I dont know what you mean by "actual" cubic feet by minute ... and neither would any other engineer (mechanical or otherwise).

"actual" CFM is not a defined term.

While narrowly true that "Volume flow = velocity x [cross-sectional] area" , the absolute pressure of the flowing gas has a direct bearing on how much "quantity" or "mass" of air is moving.
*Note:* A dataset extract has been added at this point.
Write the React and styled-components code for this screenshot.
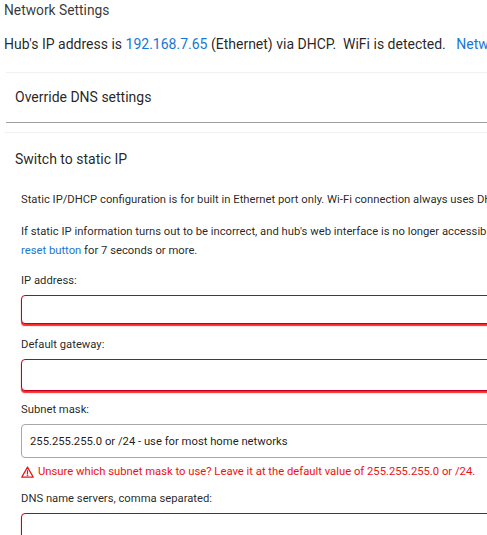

Of course, "mass" is conserved. And the way "standard cubic foot per minute" (SCFM) is defined, it is representing the quantity of air and is effectively equivalent to mass -- it is a measure of how many "air" molecules are present. 1 SCF = 1 SCF, no matter what sized vessel it is contained in, or what its pressure is.

Eg,
consider a cross-sectional area of 1 sq ft (1 SF).
air moving at velocity 1 foot per minute (FPM) through this area.
assume temperature is 60ºF.

Then:
-- if the air pressure is 1 atmosphere absolute (=14.7 psia = 0 psig), then 1 SCFM is flowing.
-- if air pressure is 2 atm absolute (=29.4 psia = 14.7 psig), 2 SCFM is flowing.
-- if air pressure is 3 atm absolute (=44.1 psia = 29.4 psig), 3 SCFM is flowing.
-- corrections for non-standard temperature are also similarly made.

This is why "SCFM" (or "SLM" standard liters per minute) are the unambiguous, preferred conventions in the mechanical engineering community...

I think in the end, we're both agreeing that "mass" of air (or O2), combined with fuel, is the critical parameter that affects power .... we're just using different units.